Problem details: Below are the records. Count the lines containing the string "React", and reply with the number alone.

== Recorded data ==

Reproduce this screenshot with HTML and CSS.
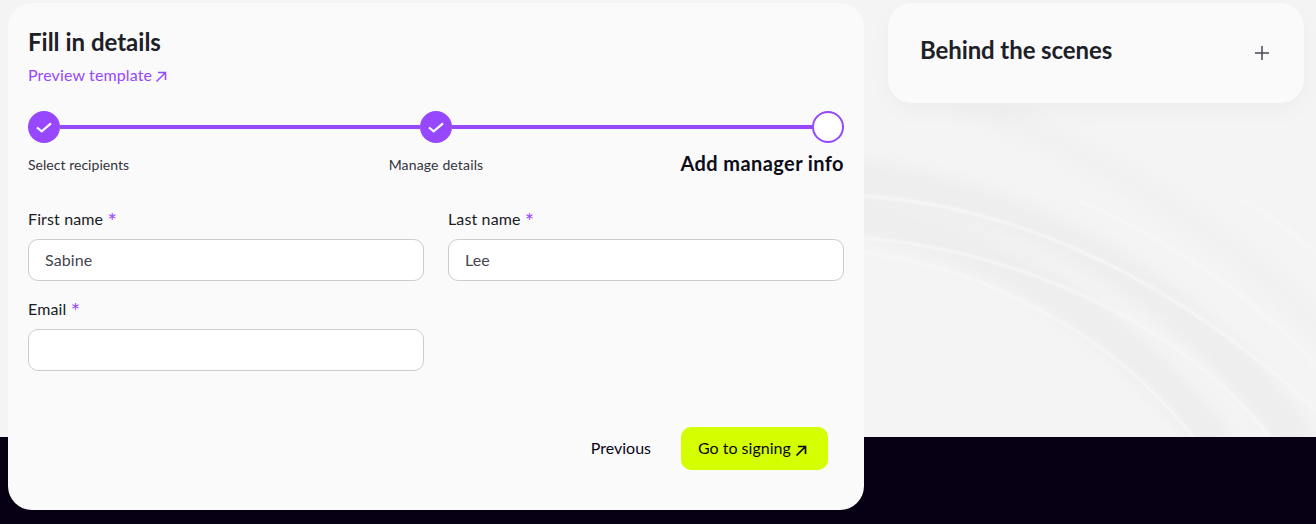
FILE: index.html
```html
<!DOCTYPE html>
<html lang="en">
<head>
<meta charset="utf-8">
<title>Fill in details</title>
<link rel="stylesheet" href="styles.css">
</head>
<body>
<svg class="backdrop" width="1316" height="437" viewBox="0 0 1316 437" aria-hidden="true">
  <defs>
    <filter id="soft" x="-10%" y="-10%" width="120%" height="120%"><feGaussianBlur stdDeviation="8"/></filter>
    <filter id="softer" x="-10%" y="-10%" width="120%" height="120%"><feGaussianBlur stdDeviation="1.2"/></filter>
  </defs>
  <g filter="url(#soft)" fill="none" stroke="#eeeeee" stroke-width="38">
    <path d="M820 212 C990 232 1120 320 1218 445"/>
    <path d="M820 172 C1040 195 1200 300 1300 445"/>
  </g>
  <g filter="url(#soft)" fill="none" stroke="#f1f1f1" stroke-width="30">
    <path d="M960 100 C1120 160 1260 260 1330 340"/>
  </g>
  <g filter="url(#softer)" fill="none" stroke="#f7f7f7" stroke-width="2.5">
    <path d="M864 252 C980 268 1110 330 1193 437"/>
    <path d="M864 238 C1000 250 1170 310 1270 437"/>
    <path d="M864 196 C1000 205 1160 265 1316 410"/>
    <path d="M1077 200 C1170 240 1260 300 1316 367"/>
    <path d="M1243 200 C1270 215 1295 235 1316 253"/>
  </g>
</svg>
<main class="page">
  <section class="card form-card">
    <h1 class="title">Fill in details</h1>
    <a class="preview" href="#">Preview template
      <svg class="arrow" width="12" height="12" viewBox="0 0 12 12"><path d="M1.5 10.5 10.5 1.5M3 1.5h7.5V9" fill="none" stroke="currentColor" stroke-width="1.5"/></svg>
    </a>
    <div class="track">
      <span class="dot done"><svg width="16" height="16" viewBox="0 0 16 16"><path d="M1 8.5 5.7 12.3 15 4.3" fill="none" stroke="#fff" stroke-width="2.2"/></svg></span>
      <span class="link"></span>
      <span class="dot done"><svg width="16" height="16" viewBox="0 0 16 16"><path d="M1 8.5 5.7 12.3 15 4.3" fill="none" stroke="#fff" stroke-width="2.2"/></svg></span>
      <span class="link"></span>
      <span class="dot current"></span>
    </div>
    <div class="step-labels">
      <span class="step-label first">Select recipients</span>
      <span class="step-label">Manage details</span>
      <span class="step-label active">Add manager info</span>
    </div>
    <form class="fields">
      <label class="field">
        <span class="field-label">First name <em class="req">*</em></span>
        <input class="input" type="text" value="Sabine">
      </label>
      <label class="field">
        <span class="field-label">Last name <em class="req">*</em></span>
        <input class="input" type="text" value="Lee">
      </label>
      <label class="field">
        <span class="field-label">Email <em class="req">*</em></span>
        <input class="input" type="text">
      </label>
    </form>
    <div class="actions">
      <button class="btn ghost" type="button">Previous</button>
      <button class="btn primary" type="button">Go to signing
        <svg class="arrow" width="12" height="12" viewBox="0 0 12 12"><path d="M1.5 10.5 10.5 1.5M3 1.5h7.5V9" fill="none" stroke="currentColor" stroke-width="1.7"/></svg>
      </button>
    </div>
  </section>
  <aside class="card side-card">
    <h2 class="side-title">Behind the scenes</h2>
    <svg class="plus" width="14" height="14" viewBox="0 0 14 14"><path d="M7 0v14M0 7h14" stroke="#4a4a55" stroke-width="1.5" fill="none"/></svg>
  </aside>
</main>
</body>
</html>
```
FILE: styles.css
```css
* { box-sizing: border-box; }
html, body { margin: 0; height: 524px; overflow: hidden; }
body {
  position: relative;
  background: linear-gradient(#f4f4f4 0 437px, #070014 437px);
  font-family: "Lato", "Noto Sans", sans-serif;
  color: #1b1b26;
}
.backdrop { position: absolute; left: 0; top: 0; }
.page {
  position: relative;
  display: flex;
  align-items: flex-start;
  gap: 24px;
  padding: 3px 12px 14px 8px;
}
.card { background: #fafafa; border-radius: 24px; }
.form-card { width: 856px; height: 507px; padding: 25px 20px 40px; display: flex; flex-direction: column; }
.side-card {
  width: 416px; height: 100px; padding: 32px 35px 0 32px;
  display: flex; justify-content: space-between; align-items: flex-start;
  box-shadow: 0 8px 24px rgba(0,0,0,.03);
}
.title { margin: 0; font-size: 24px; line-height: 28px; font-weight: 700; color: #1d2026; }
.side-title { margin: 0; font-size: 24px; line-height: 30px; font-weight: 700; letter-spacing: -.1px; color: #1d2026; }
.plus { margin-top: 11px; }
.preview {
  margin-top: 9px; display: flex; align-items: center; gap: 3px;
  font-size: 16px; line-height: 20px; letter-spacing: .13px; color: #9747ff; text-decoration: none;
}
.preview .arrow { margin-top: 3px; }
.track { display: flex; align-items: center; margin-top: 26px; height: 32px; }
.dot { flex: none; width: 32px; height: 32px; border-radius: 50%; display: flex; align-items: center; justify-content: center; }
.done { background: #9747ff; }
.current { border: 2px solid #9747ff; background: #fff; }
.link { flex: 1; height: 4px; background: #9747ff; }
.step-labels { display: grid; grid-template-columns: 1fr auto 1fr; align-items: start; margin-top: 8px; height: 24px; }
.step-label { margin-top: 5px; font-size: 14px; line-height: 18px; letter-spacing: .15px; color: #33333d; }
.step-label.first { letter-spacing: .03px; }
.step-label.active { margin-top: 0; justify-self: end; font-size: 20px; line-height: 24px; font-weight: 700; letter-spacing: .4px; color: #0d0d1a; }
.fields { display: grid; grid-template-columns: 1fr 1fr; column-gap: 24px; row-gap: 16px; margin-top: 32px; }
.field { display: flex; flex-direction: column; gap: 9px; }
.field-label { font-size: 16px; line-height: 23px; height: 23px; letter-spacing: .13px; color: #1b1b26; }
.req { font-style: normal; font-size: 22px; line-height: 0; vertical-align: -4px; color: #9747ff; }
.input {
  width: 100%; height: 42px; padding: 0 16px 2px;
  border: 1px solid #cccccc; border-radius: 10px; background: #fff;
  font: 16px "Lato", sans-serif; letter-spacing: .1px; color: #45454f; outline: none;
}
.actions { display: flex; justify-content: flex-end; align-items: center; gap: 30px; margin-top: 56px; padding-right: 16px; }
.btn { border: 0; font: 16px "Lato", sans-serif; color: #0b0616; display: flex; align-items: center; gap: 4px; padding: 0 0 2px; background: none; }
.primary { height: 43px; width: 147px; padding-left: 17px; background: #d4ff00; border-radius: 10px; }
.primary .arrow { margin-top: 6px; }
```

===
== Recorded data ==

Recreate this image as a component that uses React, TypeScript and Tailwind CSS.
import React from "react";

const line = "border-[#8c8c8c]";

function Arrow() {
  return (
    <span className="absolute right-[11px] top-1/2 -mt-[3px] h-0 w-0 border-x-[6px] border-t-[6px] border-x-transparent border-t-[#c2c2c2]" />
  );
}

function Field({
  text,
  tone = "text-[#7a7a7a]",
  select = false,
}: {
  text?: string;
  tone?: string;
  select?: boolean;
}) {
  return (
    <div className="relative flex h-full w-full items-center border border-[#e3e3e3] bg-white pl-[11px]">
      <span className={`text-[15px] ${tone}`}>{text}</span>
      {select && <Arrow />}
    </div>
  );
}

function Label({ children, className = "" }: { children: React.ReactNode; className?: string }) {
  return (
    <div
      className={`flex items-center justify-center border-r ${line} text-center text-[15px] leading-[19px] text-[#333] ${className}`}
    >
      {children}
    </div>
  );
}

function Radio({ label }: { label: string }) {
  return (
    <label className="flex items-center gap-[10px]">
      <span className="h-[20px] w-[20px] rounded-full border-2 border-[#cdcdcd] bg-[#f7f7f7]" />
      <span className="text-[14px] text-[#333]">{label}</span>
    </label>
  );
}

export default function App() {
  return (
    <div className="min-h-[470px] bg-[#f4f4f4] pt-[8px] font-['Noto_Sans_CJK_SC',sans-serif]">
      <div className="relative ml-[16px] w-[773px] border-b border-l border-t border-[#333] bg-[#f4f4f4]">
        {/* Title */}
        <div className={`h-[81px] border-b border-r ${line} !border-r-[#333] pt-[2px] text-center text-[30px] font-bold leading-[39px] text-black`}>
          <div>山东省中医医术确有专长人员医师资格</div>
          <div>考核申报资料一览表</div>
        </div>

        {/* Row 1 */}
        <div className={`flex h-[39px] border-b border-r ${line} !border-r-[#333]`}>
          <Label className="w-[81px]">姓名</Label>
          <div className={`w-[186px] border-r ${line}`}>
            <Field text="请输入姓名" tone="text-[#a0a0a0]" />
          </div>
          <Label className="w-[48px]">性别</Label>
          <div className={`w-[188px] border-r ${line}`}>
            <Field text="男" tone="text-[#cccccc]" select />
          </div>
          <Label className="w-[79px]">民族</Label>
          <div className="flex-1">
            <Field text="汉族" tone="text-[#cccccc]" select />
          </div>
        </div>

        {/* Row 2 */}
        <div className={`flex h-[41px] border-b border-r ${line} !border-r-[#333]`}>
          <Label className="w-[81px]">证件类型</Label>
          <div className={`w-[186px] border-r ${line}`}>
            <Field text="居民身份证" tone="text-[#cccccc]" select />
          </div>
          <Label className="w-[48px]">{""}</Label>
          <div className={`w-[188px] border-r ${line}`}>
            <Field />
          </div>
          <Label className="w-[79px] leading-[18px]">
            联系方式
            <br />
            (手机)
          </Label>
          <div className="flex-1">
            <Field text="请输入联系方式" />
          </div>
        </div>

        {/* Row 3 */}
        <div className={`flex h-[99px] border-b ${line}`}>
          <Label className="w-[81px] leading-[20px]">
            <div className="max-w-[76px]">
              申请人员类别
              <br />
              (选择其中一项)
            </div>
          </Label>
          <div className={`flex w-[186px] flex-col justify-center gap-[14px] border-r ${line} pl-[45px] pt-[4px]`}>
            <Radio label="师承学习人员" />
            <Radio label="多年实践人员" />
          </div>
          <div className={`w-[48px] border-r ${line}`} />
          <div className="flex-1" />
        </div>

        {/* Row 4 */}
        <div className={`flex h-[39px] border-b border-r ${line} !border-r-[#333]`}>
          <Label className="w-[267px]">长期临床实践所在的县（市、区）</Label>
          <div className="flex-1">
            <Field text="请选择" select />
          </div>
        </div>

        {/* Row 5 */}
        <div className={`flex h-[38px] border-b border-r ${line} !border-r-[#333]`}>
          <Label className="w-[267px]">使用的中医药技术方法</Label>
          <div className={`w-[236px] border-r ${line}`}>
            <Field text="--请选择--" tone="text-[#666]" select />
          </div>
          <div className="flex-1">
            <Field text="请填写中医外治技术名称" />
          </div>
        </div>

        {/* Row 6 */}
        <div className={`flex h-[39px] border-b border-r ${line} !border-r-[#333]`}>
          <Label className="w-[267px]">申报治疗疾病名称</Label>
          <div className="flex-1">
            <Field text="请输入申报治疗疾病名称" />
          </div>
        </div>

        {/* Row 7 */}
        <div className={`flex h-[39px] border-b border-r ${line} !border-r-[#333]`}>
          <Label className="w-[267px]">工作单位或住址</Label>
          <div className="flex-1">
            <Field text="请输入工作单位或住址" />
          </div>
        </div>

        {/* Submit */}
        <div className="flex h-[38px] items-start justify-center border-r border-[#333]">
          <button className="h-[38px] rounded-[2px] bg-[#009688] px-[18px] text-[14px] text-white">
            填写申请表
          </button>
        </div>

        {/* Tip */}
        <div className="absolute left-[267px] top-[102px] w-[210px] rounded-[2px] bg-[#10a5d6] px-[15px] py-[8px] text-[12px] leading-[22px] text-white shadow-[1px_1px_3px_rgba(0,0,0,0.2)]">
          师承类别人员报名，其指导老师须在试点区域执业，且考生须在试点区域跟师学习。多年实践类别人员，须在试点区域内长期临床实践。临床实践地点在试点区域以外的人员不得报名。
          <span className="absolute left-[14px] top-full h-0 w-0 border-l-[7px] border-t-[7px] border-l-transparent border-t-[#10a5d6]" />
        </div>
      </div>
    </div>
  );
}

===

Solution to the problem: 3